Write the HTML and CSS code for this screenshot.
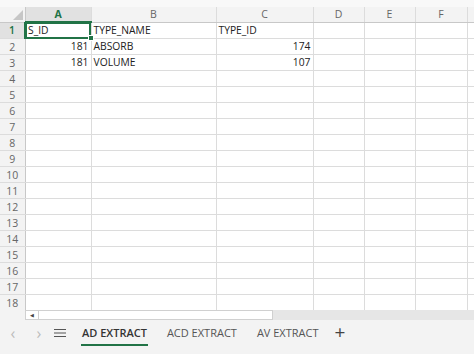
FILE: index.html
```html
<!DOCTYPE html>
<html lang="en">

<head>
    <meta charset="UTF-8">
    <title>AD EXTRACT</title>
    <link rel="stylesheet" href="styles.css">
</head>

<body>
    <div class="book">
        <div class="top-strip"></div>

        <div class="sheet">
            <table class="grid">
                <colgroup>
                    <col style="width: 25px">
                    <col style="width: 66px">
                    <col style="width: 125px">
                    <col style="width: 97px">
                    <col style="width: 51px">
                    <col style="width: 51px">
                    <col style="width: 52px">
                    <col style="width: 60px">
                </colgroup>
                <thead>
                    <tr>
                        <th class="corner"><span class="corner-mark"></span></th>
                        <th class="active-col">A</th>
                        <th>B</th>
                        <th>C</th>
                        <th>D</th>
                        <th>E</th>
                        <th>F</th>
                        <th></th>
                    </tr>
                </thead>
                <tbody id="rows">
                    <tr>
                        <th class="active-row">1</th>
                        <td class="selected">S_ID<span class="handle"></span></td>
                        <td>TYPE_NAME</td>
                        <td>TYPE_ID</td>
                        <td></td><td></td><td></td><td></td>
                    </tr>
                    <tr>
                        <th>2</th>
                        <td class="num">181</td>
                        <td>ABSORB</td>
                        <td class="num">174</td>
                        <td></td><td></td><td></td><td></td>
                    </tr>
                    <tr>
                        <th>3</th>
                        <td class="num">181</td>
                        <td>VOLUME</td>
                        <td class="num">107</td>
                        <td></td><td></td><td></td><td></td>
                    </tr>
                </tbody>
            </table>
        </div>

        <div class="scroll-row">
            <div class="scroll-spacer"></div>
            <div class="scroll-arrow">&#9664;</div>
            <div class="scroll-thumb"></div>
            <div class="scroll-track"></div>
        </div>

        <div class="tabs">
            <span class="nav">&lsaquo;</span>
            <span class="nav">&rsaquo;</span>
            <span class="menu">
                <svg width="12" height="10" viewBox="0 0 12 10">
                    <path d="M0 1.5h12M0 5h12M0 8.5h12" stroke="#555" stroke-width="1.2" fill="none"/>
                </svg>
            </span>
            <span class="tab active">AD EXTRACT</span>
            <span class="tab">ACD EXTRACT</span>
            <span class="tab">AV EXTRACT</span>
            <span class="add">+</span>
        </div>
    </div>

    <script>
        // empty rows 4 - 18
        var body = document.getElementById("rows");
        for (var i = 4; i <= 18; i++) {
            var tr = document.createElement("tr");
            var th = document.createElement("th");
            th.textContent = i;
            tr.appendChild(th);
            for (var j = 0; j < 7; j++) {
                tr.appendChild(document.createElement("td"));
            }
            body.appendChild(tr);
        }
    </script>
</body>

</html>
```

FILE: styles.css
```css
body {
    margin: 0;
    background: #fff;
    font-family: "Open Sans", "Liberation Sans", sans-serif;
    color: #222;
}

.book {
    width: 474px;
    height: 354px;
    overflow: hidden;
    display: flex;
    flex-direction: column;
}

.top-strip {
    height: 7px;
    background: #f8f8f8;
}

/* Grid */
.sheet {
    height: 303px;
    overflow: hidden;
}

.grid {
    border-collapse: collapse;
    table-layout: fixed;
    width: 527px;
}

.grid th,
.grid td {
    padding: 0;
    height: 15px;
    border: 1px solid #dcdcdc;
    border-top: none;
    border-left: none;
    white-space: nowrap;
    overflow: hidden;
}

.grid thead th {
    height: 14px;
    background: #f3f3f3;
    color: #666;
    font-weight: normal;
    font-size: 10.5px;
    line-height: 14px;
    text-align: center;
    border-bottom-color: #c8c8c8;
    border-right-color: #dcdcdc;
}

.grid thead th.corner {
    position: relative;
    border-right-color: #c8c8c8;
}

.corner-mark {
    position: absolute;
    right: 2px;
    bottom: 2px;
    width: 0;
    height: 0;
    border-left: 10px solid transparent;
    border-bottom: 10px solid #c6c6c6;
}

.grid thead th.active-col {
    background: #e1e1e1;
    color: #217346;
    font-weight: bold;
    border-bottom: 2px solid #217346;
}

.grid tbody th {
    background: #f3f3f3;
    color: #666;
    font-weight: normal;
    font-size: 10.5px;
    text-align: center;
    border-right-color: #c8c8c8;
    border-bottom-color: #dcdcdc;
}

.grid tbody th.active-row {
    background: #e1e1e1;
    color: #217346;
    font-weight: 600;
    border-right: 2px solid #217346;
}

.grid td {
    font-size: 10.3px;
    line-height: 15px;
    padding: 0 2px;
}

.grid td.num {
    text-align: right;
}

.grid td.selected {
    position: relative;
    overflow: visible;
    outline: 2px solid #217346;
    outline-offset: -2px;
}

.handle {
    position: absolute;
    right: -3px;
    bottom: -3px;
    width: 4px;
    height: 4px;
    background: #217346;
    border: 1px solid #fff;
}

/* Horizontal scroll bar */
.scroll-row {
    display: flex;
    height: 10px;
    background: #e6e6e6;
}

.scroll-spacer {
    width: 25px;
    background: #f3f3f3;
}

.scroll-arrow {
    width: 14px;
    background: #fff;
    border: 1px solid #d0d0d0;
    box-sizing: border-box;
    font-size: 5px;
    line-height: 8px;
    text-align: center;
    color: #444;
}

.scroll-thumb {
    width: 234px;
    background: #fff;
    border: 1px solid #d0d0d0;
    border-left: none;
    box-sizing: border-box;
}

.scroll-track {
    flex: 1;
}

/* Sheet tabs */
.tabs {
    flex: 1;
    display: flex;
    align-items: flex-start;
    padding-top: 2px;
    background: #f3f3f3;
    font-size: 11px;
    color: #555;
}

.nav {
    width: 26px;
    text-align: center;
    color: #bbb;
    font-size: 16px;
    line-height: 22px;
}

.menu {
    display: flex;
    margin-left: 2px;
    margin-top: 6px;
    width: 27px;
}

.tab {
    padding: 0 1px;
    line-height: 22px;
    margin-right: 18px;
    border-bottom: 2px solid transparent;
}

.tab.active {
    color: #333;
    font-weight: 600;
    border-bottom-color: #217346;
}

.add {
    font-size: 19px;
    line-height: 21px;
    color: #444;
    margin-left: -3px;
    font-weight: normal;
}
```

★ ★ ★ ★

Objective – Every line above should be returned exactly; the pictures stay out.

Completed task –
Write the HTML and CSS code for this screenshot.
FILE: index.html
```html
<!DOCTYPE html>
<html lang="en">

<head>
    <meta charset="UTF-8">
    <title>AD EXTRACT</title>
    <link rel="stylesheet" href="styles.css">
</head>

<body>
    <div class="book">
        <div class="top-strip"></div>

        <div class="sheet">
            <table class="grid">
                <colgroup>
                    <col style="width: 25px">
                    <col style="width: 66px">
                    <col style="width: 125px">
                    <col style="width: 97px">
                    <col style="width: 51px">
                    <col style="width: 51px">
                    <col style="width: 52px">
                    <col style="width: 60px">
                </colgroup>
                <thead>
                    <tr>
                        <th class="corner"><span class="corner-mark"></span></th>
                        <th class="active-col">A</th>
                        <th>B</th>
                        <th>C</th>
                        <th>D</th>
                        <th>E</th>
                        <th>F</th>
                        <th></th>
                    </tr>
                </thead>
                <tbody id="rows">
                    <tr>
                        <th class="active-row">1</th>
                        <td class="selected">S_ID<span class="handle"></span></td>
                        <td>TYPE_NAME</td>
                        <td>TYPE_ID</td>
                        <td></td><td></td><td></td><td></td>
                    </tr>
                    <tr>
                        <th>2</th>
                        <td class="num">181</td>
                        <td>ABSORB</td>
                        <td class="num">174</td>
                        <td></td><td></td><td></td><td></td>
                    </tr>
                    <tr>
                        <th>3</th>
                        <td class="num">181</td>
                        <td>VOLUME</td>
                        <td class="num">107</td>
                        <td></td><td></td><td></td><td></td>
                    </tr>
                </tbody>
            </table>
        </div>

        <div class="scroll-row">
            <div class="scroll-spacer"></div>
            <div class="scroll-arrow">&#9664;</div>
            <div class="scroll-thumb"></div>
            <div class="scroll-track"></div>
        </div>

        <div class="tabs">
            <span class="nav">&lsaquo;</span>
            <span class="nav">&rsaquo;</span>
            <span class="menu">
                <svg width="12" height="10" viewBox="0 0 12 10">
                    <path d="M0 1.5h12M0 5h12M0 8.5h12" stroke="#555" stroke-width="1.2" fill="none"/>
                </svg>
            </span>
            <span class="tab active">AD EXTRACT</span>
            <span class="tab">ACD EXTRACT</span>
            <span class="tab">AV EXTRACT</span>
            <span class="add">+</span>
        </div>
    </div>

    <script>
        // empty rows 4 - 18
        var body = document.getElementById("rows");
        for (var i = 4; i <= 18; i++) {
            var tr = document.createElement("tr");
            var th = document.createElement("th");
            th.textContent = i;
            tr.appendChild(th);
            for (var j = 0; j < 7; j++) {
                tr.appendChild(document.createElement("td"));
            }
            body.appendChild(tr);
        }
    </script>
</body>

</html>
```

FILE: styles.css
```css
body {
    margin: 0;
    background: #fff;
    font-family: "Open Sans", "Liberation Sans", sans-serif;
    color: #222;
}

.book {
    width: 474px;
    height: 354px;
    overflow: hidden;
    display: flex;
    flex-direction: column;
}

.top-strip {
    height: 7px;
    background: #f8f8f8;
}

/* Grid */
.sheet {
    height: 303px;
    overflow: hidden;
}

.grid {
    border-collapse: collapse;
    table-layout: fixed;
    width: 527px;
}

.grid th,
.grid td {
    padding: 0;
    height: 15px;
    border: 1px solid #dcdcdc;
    border-top: none;
    border-left: none;
    white-space: nowrap;
    overflow: hidden;
}

.grid thead th {
    height: 14px;
    background: #f3f3f3;
    color: #666;
    font-weight: normal;
    font-size: 10.5px;
    line-height: 14px;
    text-align: center;
    border-bottom-color: #c8c8c8;
    border-right-color: #dcdcdc;
}

.grid thead th.corner {
    position: relative;
    border-right-color: #c8c8c8;
}

.corner-mark {
    position: absolute;
    right: 2px;
    bottom: 2px;
    width: 0;
    height: 0;
    border-left: 10px solid transparent;
    border-bottom: 10px solid #c6c6c6;
}

.grid thead th.active-col {
    background: #e1e1e1;
    color: #217346;
    font-weight: bold;
    border-bottom: 2px solid #217346;
}

.grid tbody th {
    background: #f3f3f3;
    color: #666;
    font-weight: normal;
    font-size: 10.5px;
    text-align: center;
    border-right-color: #c8c8c8;
    border-bottom-color: #dcdcdc;
}

.grid tbody th.active-row {
    background: #e1e1e1;
    color: #217346;
    font-weight: 600;
    border-right: 2px solid #217346;
}

.grid td {
    font-size: 10.3px;
    line-height: 15px;
    padding: 0 2px;
}

.grid td.num {
    text-align: right;
}

.grid td.selected {
    position: relative;
    overflow: visible;
    outline: 2px solid #217346;
    outline-offset: -2px;
}

.handle {
    position: absolute;
    right: -3px;
    bottom: -3px;
    width: 4px;
    height: 4px;
    background: #217346;
    border: 1px solid #fff;
}

/* Horizontal scroll bar */
.scroll-row {
    display: flex;
    height: 10px;
    background: #e6e6e6;
}

.scroll-spacer {
    width: 25px;
    background: #f3f3f3;
}

.scroll-arrow {
    width: 14px;
    background: #fff;
    border: 1px solid #d0d0d0;
    box-sizing: border-box;
    font-size: 5px;
    line-height: 8px;
    text-align: center;
    color: #444;
}

.scroll-thumb {
    width: 234px;
    background: #fff;
    border: 1px solid #d0d0d0;
    border-left: none;
    box-sizing: border-box;
}

.scroll-track {
    flex: 1;
}

/* Sheet tabs */
.tabs {
    flex: 1;
    display: flex;
    align-items: flex-start;
    padding-top: 2px;
    background: #f3f3f3;
    font-size: 11px;
    color: #555;
}

.nav {
    width: 26px;
    text-align: center;
    color: #bbb;
    font-size: 16px;
    line-height: 22px;
}

.menu {
    display: flex;
    margin-left: 2px;
    margin-top: 6px;
    width: 27px;
}

.tab {
    padding: 0 1px;
    line-height: 22px;
    margin-right: 18px;
    border-bottom: 2px solid transparent;
}

.tab.active {
    color: #333;
    font-weight: 600;
    border-bottom-color: #217346;
}

.add {
    font-size: 19px;
    line-height: 21px;
    color: #444;
    margin-left: -3px;
    font-weight: normal;
}
```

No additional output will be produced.